**Supplied data:**

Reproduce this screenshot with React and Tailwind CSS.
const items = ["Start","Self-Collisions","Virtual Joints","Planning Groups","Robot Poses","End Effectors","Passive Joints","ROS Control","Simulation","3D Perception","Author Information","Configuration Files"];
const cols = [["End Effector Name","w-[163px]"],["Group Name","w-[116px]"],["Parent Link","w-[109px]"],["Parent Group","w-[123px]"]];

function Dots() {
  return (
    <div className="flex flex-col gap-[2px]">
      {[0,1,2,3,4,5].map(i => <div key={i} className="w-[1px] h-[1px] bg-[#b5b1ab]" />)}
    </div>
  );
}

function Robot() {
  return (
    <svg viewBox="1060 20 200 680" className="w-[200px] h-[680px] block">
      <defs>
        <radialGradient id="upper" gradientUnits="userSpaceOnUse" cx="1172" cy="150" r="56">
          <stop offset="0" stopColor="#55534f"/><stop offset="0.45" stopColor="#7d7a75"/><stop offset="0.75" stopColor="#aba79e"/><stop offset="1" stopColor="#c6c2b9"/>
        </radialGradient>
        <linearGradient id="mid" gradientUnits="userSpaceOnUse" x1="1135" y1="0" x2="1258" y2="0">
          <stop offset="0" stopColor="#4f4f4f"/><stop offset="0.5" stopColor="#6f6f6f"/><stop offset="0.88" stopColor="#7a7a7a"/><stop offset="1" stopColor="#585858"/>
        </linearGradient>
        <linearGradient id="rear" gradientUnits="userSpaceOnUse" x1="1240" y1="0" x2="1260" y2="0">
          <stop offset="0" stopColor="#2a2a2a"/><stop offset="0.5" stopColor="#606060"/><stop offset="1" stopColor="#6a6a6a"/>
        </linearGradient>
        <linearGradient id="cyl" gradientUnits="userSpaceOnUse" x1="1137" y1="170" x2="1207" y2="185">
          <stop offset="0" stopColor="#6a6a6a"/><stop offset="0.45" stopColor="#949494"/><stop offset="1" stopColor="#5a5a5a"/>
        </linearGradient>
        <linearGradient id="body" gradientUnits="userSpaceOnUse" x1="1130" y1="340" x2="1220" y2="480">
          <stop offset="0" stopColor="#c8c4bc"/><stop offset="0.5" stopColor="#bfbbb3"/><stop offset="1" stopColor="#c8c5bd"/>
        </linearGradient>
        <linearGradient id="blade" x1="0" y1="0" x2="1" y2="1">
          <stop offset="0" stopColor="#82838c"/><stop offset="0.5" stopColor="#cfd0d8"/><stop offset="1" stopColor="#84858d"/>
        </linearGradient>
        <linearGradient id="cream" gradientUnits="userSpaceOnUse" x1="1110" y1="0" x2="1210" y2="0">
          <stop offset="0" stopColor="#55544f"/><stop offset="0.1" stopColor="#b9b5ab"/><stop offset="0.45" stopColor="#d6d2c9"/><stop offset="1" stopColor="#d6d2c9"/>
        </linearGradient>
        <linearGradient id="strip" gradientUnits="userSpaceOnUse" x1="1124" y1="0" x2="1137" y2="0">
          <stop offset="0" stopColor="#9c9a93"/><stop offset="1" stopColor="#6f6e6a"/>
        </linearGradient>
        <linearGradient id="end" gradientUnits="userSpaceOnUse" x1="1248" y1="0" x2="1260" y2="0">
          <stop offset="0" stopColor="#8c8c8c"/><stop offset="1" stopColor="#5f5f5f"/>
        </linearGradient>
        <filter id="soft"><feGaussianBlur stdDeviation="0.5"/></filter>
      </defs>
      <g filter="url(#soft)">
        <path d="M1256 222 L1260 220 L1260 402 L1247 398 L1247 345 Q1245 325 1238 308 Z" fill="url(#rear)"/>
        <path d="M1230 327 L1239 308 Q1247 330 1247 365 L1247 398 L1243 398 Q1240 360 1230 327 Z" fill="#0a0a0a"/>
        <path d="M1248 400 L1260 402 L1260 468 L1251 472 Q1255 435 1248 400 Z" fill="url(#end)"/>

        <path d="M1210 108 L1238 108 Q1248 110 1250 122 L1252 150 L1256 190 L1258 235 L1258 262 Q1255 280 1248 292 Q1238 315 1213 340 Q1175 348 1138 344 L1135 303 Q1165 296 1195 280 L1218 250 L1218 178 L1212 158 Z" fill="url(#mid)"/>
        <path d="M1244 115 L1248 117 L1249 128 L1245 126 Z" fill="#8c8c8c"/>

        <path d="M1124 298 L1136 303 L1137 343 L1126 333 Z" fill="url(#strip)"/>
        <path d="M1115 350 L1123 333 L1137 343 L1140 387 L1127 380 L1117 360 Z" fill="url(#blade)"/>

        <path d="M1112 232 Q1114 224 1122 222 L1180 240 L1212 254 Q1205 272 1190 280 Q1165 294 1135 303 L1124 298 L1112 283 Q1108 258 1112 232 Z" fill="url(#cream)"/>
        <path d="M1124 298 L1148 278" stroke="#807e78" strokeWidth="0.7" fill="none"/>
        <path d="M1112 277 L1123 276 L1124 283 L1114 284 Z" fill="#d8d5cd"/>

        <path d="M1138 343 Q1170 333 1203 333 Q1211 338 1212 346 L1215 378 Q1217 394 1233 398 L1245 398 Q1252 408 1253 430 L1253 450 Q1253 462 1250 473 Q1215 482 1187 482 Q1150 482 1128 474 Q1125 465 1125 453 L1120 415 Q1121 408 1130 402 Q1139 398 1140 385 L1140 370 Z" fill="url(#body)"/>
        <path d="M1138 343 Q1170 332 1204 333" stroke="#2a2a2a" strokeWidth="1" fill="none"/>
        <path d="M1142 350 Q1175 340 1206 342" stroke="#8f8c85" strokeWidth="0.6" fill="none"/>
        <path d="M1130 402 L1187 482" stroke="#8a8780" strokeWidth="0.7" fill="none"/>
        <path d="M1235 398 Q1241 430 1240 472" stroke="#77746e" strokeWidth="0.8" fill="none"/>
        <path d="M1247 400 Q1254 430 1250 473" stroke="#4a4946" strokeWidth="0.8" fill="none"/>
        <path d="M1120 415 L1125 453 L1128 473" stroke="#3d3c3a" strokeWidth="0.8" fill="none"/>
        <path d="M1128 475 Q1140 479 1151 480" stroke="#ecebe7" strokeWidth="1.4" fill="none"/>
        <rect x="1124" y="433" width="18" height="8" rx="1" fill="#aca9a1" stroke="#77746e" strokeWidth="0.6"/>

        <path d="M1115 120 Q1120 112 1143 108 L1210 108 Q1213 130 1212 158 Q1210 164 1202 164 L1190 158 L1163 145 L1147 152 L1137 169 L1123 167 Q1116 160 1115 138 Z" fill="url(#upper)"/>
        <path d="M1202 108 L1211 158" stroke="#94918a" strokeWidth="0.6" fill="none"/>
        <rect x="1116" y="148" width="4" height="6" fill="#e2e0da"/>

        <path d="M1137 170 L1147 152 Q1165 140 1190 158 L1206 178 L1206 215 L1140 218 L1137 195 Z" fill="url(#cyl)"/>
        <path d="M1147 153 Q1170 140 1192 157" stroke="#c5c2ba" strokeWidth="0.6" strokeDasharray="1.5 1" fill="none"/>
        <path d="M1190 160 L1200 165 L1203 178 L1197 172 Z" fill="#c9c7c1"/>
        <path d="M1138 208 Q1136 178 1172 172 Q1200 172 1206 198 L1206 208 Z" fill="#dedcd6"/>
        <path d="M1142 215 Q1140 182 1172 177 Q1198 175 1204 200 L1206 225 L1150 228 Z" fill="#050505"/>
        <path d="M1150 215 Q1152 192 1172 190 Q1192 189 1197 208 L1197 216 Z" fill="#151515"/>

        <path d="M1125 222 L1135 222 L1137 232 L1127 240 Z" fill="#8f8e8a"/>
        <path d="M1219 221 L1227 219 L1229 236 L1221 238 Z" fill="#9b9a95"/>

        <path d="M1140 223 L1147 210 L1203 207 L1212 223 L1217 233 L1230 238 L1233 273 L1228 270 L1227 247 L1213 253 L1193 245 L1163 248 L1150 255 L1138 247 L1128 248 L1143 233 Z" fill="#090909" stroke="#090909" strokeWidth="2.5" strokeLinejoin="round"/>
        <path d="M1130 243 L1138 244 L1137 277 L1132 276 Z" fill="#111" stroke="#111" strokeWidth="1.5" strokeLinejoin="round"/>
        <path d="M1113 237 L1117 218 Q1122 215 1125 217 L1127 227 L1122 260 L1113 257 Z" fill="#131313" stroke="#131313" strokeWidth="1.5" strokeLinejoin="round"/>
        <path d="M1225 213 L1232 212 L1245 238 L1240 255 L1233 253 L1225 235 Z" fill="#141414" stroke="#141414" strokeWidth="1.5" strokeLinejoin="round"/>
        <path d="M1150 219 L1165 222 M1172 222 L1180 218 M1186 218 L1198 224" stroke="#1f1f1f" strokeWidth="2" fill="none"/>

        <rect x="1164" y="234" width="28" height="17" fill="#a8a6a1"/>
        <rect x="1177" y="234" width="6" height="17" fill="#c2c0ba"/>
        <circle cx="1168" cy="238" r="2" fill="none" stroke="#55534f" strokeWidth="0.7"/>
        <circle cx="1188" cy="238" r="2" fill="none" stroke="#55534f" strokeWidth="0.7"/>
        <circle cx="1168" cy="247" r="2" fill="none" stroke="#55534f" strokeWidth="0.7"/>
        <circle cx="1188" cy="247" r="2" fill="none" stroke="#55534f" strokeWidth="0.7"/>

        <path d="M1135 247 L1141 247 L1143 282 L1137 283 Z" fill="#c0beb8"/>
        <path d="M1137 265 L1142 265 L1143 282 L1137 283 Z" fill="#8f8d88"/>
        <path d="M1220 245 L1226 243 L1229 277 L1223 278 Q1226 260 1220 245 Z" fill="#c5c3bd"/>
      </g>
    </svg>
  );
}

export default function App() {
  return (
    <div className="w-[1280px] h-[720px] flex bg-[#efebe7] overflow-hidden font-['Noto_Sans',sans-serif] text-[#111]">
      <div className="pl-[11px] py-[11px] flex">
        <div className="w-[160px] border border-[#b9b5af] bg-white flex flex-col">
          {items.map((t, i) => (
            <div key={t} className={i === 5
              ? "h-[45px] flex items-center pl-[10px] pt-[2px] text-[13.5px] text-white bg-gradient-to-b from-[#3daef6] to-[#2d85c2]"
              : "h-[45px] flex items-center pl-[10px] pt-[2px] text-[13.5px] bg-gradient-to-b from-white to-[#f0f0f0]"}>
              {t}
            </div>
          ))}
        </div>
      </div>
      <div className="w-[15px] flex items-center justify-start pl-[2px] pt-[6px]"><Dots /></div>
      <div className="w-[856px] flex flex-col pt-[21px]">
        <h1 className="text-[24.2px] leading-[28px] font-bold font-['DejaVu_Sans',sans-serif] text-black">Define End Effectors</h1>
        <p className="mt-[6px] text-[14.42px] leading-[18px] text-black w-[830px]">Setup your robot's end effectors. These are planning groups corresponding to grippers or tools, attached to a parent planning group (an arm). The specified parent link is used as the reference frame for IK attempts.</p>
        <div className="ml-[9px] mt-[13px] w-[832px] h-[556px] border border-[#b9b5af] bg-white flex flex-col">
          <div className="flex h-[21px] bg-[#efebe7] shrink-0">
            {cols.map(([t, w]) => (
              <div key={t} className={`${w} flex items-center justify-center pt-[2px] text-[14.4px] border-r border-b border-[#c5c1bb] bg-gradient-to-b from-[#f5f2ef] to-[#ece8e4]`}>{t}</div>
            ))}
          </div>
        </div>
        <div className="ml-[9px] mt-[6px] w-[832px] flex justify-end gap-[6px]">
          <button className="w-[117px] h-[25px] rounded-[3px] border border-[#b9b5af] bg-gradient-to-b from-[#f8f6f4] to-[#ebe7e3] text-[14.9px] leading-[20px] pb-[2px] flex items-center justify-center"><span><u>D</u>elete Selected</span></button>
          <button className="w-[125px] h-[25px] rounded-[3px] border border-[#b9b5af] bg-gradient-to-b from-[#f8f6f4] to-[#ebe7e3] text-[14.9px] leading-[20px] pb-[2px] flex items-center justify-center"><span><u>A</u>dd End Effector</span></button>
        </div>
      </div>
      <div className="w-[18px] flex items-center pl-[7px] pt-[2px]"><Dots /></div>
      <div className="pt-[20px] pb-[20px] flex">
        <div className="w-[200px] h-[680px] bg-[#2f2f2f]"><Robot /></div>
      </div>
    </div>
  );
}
* * *
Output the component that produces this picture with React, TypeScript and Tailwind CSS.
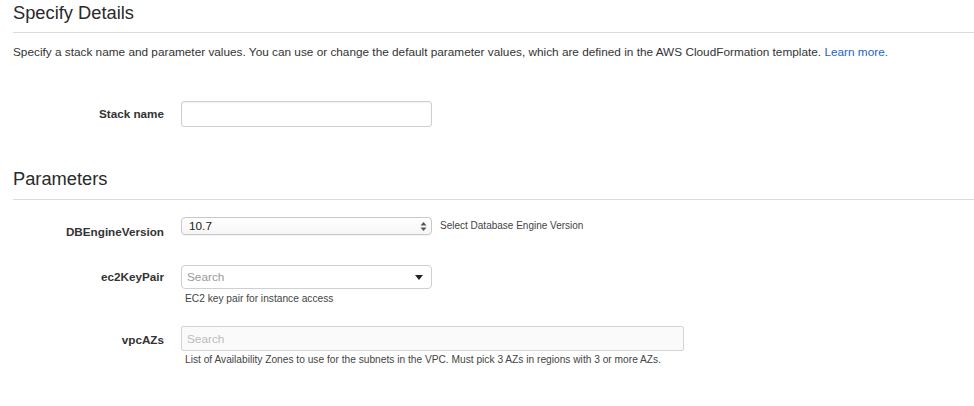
...
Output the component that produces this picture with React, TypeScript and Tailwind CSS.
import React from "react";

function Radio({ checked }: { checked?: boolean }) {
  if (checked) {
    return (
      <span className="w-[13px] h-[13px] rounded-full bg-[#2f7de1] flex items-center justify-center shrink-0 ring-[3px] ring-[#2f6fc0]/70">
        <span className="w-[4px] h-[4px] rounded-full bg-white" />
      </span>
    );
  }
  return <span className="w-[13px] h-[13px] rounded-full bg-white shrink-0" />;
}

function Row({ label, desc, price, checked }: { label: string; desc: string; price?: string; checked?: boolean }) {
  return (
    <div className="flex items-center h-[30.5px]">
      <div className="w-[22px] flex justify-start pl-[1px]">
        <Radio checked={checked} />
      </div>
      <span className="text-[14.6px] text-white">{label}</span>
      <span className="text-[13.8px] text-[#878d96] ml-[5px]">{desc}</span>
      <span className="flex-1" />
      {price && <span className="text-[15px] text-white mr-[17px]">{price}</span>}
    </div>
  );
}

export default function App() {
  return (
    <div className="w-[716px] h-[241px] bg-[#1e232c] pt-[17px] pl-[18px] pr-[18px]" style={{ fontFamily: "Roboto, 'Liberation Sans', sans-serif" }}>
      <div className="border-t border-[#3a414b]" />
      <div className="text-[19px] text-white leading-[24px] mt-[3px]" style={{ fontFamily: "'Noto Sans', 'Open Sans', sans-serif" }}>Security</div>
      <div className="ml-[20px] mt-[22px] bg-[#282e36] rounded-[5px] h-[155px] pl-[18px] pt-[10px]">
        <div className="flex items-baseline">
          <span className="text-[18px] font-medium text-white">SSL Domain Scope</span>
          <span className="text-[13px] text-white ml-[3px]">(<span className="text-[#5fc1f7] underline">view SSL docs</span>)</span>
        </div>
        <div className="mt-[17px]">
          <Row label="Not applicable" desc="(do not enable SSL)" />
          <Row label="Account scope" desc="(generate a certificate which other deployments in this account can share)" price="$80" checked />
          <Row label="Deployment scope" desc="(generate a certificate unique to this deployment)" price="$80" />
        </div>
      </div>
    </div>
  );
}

**Directions:** List all lines holding the string "React".

**Finished exercise:**
Reproduce this screenshot with React and Tailwind CSS.
Output the component that produces this picture with React, TypeScript and Tailwind CSS.
Output the component that produces this picture with React, TypeScript and Tailwind CSS.
import React from "react";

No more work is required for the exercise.